As T5/T6 treatments are usually chosen to achieve the maximum strength/hardness without significant overaging, it is important to put the calculated time to reach peak strength (peak time in short, tp_cal) in the context of standard T5/T6 heat treatment time (tp_exp). On one hand, tp_cal should be less than tp_exp, otherwise the alloy would have been judged to be underaged according to calculation – which is not right. On the other hand, tp_cal should not be too far away from tp_exp, otherwise the alloy would have been judged to be severely overaged according to calculation – which is not right either. Figure 8 shows a comparison of time to reach 99% calculated peak strength vs. heat treatment times of a wide range of commercial alloys. As can be seen most of the calculated peak times, tp_cal, fall in the range of tp_exp/2 to tp_cal, which appears very reasonable.
Calculated peak time vs. heat treatment time of commercial alloys.
To check the model performance on the prediction of hardening potential, the calculated yield or 0.2% proof strength (YS) and tensile strength (TS) have been compared against experimental YS/TS data for a wide range of commercial alloys,29,30) Figs. 9 and 10. The dotted lines in the plots show the region of ±50 MPa, where most of the data points fall into, and demonstrated the very good agreement in both cases. The only alloy where significant deviations are observed is 2618. This is because it contains a large fraction (about 5%) of hard intermetallic phases at the solution treatment temperature. These phases are known to contribute a lot to the strength of the alloy,38) but not yet considered in the current strength modelling, resulting in the underestimated calculation values.

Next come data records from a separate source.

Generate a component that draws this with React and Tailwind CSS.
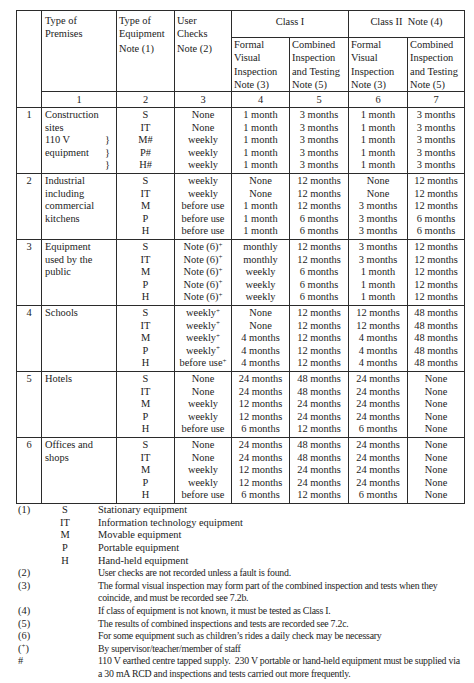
import React from "react";

const sections = [
  {
    n: "1",
    premises: [
      ["Construction", ""],
      ["sites", ""],
      ["110 V", "}"],
      ["equipment", "}"],
      ["", "}"],
    ],
    eq: ["S", "IT", "M#", "P#", "H#"],
    uc: ["None", "None", "weekly", "weekly", "weekly"],
    c4: ["1 month", "1 month", "1 month", "1 month", "1 month"],
    c5: ["3 months", "3 months", "3 months", "3 months", "3 months"],
    c6: ["1 month", "1 month", "1 month", "1 month", "1 month"],
    c7: ["3 months", "3 months", "3 months", "3 months", "3 months"],
  },
  {
    n: "2",
    premises: [["Industrial"], ["including"], ["commercial"], ["kitchens"]],
    eq: ["S", "IT", "M", "P", "H"],
    uc: ["weekly", "weekly", "before use", "before use", "before use"],
    c4: ["None", "None", "1 month", "1 month", "1 month"],
    c5: ["12 months", "12 months", "12 months", "6 months", "6 months"],
    c6: ["None", "None", "3 months", "3 months", "3 months"],
    c7: ["12 months", "12 months", "12 months", "6 months", "6 months"],
  },
  {
    n: "3",
    premises: [["Equipment"], ["used by the"], ["public"]],
    eq: ["S", "IT", "M", "P", "H"],
    uc: ["Note (6)+", "Note (6)+", "Note (6)+", "Note (6)+", "Note (6)+"],
    c4: ["monthly", "monthly", "weekly", "weekly", "weekly"],
    c5: ["12 months", "12 months", "6 months", "6 months", "6 months"],
    c6: ["3 months", "3 months", "1 month", "1 month", "1 month"],
    c7: ["12 months", "12 months", "12 months", "12 months", "12 months"],
  },
  {
    n: "4",
    premises: [["Schools"]],
    eq: ["S", "IT", "M", "P", "H"],
    uc: ["weekly+", "weekly+", "weekly+", "weekly+", "before use+"],
    c4: ["None", "None", "4 months", "4 months", "4 months"],
    c5: ["12 months", "12 months", "12 months", "12 months", "12 months"],
    c6: ["12 months", "12 months", "4 months", "4 months", "4 months"],
    c7: ["48 months", "48 months", "48 months", "48 months", "48 months"],
  },
  {
    n: "5",
    premises: [["Hotels"]],
    eq: ["S", "IT", "M", "P", "H"],
    uc: ["None", "None", "weekly", "weekly", "before use"],
    c4: ["24 months", "24 months", "12 months", "12 months", "6 months"],
    c5: ["48 months", "48 months", "24 months", "24 months", "12 months"],
    c6: ["24 months", "24 months", "24 months", "24 months", "6 months"],
    c7: ["None", "None", "None", "None", "None"],
  },
  {
    n: "6",
    premises: [["Offices and"], ["shops"]],
    eq: ["S", "IT", "M", "P", "H"],
    uc: ["None", "None", "weekly", "weekly", "before use"],
    c4: ["24 months", "24 months", "12 months", "12 months", "6 months"],
    c5: ["48 months", "48 months", "24 months", "24 months", "12 months"],
    c6: ["24 months", "24 months", "24 months", "24 months", "6 months"],
    c7: ["None", "None", "None", "None", "None"],
  },
];

const bd = "border border-[#2b2b2b]";

function Val({ t }) {
  if (t.endsWith("+")) {
    return (
      <div className="whitespace-nowrap">
        {t.slice(0, -1)}
        <sup className="text-[7px]">+</sup>
      </div>
    );
  }
  return <div className="whitespace-nowrap">{t}</div>;
}

function DataCell({ items }) {
  return (
    <td className={`${bd} align-top text-center pt-[1px] pb-[1.5px] leading-[12.5px]`}>
      {items.map((t, i) => (
        <Val key={i} t={t} />
      ))}
    </td>
  );
}

function NoteRow({ label, children }) {
  return (
    <div className="flex">
      <div className="w-[80px] shrink-0">{label}</div>
      <div className="whitespace-nowrap text-[9.8px] tracking-[-0.22px]">{children}</div>
    </div>
  );
}

export default function App() {
  return (
    <div
      className="bg-white text-[#1c1c1c] w-[474px] h-[683px] overflow-hidden pt-[10px] pl-[16px] text-[10.4px]"
      style={{ fontFamily: '"Liberation Serif", "Times New Roman", serif' }}
    >
      <table className="table-fixed border-collapse w-[448px] leading-[13px]">
        <colgroup>
          <col className="w-[25px]" />
          <col className="w-[75px]" />
          <col className="w-[58px]" />
          <col className="w-[57px]" />
          <col className="w-[58px]" />
          <col className="w-[59px]" />
          <col className="w-[59px]" />
          <col className="w-[57px]" />
        </colgroup>
        <tbody>
          <tr className="h-[27px]">
            <td className={bd} rowSpan={3}></td>
            <td className={`${bd} align-top pl-[3px] pt-[3px]`} rowSpan={2}>
              <div>Type of</div>
              <div>Premises</div>
            </td>
            <td className={`${bd} align-top pl-[2px] pt-[3px]`} rowSpan={2}>
              <div>Type of</div>
              <div>Equipment</div>
              <div className="mt-[2px]">Note (1)</div>
            </td>
            <td className={`${bd} align-top pl-[2px] pt-[3px]`} rowSpan={2}>
              <div>User</div>
              <div>Checks</div>
              <div className="mt-[2px]">Note (2)</div>
            </td>
            <td className={`${bd} text-center align-middle pb-[6px]`} colSpan={2}>
              Class I
            </td>
            <td className={`${bd} text-center align-middle pb-[6px] whitespace-pre`} colSpan={2}>
              {"Class II  Note (4)"}
            </td>
          </tr>
          <tr className="h-[54px]">
            {[
              ["Formal", "Visual", "Inspection", "Note (3)"],
              ["Combined", "Inspection", "and Testing", "Note (5)"],
              ["Formal", "Visual", "Inspection", "Note (3)"],
              ["Combined", "Inspection", "and Testing", "Note (5)"],
            ].map((lines, i) => (
              <td key={i} className={`${bd} align-top pl-[2px] pt-[0px] leading-[13.3px]`}>
                {lines.map((l, j) => (
                  <div key={j} className="whitespace-nowrap">
                    {l}
                  </div>
                ))}
              </td>
            ))}
          </tr>
          <tr className="h-[16px]">
            {["1", "2", "3", "4", "5", "6", "7"].map((n) => (
              <td key={n} className={`${bd} text-center align-middle leading-[12px]`}>
                {n}
              </td>
            ))}
          </tr>
          {sections.map((s) => (
            <tr key={s.n}>
              <td className={`${bd} align-top text-center pt-[1px] leading-[12.5px]`}>{s.n}</td>
              <td className={`${bd} align-top pl-[3px] pr-[6px] pt-[1px] leading-[12.5px]`}>
                {s.premises.map((p, i) => (
                  <div key={i} className="flex justify-between whitespace-nowrap h-[12.5px]">
                    <span>{p[0]}</span>
                    <span>{p[1] || ""}</span>
                  </div>
                ))}
              </td>
              <DataCell items={s.eq} />
              <DataCell items={s.uc} />
              <DataCell items={s.c4} />
              <DataCell items={s.c5} />
              <DataCell items={s.c6} />
              <DataCell items={s.c7} />
            </tr>
          ))}
        </tbody>
      </table>

      <div className="leading-[12.6px] pl-[2px]">
        {[
          ["(1)", "S", "Stationary equipment"],
          ["", "IT", "Information technology equipment"],
          ["", "M", "Movable equipment"],
          ["", "P", "Portable equipment"],
          ["", "H", "Hand-held equipment"],
        ].map(([l, c, t], i) => (
          <div key={i} className="flex">
            <div className="w-[30px] shrink-0">{l}</div>
            <div className="w-[34px] shrink-0 text-center">{c}</div>
            <div className="w-[16px] shrink-0"></div>
            <div className="whitespace-nowrap">{t}</div>
          </div>
        ))}
        <NoteRow label="(2)">User checks are not recorded unless a fault is found.</NoteRow>
        <NoteRow label="(3)">
          The formal visual inspection may form part of the combined inspection and tests when they
          <br />
          coincide, and must be recorded see 7.2b.
        </NoteRow>
        <NoteRow label="(4)">If class of equipment is not known, it must be tested as Class I.</NoteRow>
        <NoteRow label="(5)">The results of combined inspections and tests are recorded see 7.2c.</NoteRow>
        <NoteRow label="(6)">For some equipment such as children’s rides a daily check may be necessary</NoteRow>
        <NoteRow
          label={
            <span>
              (<sup className="text-[7px]">+</sup>)
            </span>
          }
        >
          By supervisor/teacher/member of staff
        </NoteRow>
        <NoteRow label="#">
          <span className="whitespace-pre">110 V earthed centre tapped supply.  230 V portable or hand-held equipment must be supplied via</span>
          <br />
          a 30 mA RCD and inspections and tests carried out more frequently.
        </NoteRow>
      </div>
    </div>
  );
}
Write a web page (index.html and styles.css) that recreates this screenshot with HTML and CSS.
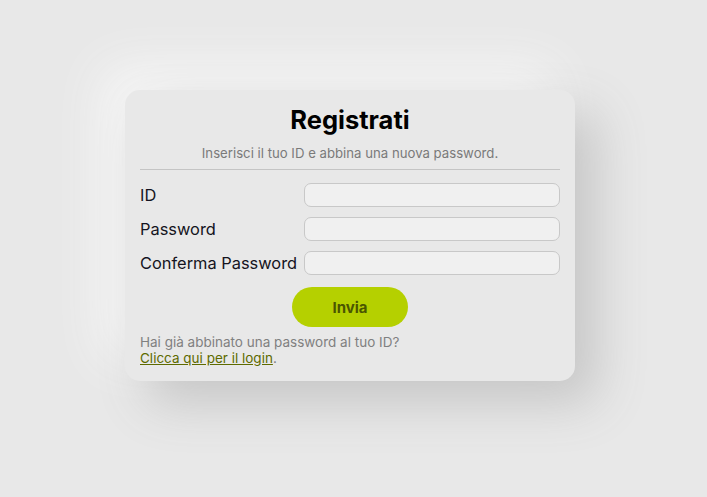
FILE: index.html
```html
<!DOCTYPE html>
<html lang="it">
<head>
<meta charset="utf-8">
<title>Registrati</title>
<link rel="stylesheet" href="styles.css">
</head>
<body>
<main class="page">
  <form class="card">
    <h1 class="title">Registrati</h1>
    <p class="subtitle">Inserisci il tuo ID e abbina una nuova password.</p>
    <hr class="divider">
    <div class="fields">
      <label class="label" for="id">ID</label>
      <input class="input" id="id" type="text">
      <label class="label" for="pw">Password</label>
      <input class="input" id="pw" type="password">
      <label class="label" for="pw2">Conferma Password</label>
      <input class="input" id="pw2" type="password">
    </div>
    <div class="actions">
      <button class="btn" type="button">Invia</button>
    </div>
    <p class="footer">Hai già abbinato una password al tuo ID?<br><a class="link" href="#">Clicca qui per il login</a>.</p>
  </form>
</main>
</body>
</html>
```
FILE: styles.css
```css
html, body {
  margin: 0;
  padding: 0;
  background: #e8e8e8;
  font-family: Inter, "Open Sans", sans-serif;
}
.page {
  height: 497px;
  display: flex;
  justify-content: center;
  padding: 90px 7px 0 0;
  box-sizing: border-box;
}
.card {
  width: 450px;
  height: 291px;
  box-sizing: border-box;
  padding: 15px 15px 15px;
  background: #e8e8e8;
  border-radius: 15px;
  box-shadow: 22px 22px 50px #c6c6c6, -22px -22px 50px #f7f7f7;
  display: flex;
  flex-direction: column;
}
.title {
  margin: 0;
  font-size: 25.5px;
  line-height: 30px;
  font-weight: 700;
  color: #000;
  text-align: center;
}
.subtitle {
  margin: 9px 0 0;
  font-size: 13.2px;
  line-height: 18px;
  color: #7a7a7a;
  text-align: center;
}
.divider {
  margin: 7px 0 0;
  border: 0;
  border-top: 1px solid #c4c4c4;
  height: 0;
}
.fields {
  margin-top: 13px;
  display: grid;
  grid-template-columns: 164px 1fr;
  row-gap: 10px;
  align-items: center;
}
.label {
  font-size: 16.4px;
  color: #141421;
}
.input {
  height: 24px;
  box-sizing: border-box;
  background: #f0f0f0;
  border: 1px solid #c8c8c8;
  border-radius: 7px;
  margin: 0;
}
.actions {
  margin-top: 12px;
  display: flex;
  justify-content: center;
}
.btn {
  width: 116px;
  height: 40px;
  border: 0;
  border-radius: 20px;
  background: #b5d000;
  color: #4a5500;
  font-family: inherit;
  font-size: 15px;
  font-weight: 700;
}
.footer {
  margin: 7px 0 0;
  font-size: 13.5px;
  line-height: 16px;
  color: #808080;
}
.link {
  color: #5e6b00;
  text-decoration: underline;
}
```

Calculated vs. experimental peak yield strength (YS) of commercial alloys.
Calculated vs. experimental peak tensile strength (TS) of commercial alloys.
The recent model development to deal with the formation GP zones or clusters enables the calculation of age hardening curves for most of the heat treatable aluminium alloys in either T4 or T5/T6 conditions. Two types of age hardening curves can now be modelled depending on whether precursor phases exist or not. The integrated kinetics-strength model has been validated against experimental data over a wide range of commercial alloys in the form of age hardening curves, characterised by the time to reach strength peak and the magnitude of peak strength. It proves to be a very useful tool to study the heat treatment of Al-alloys as well as their quench sensitivity.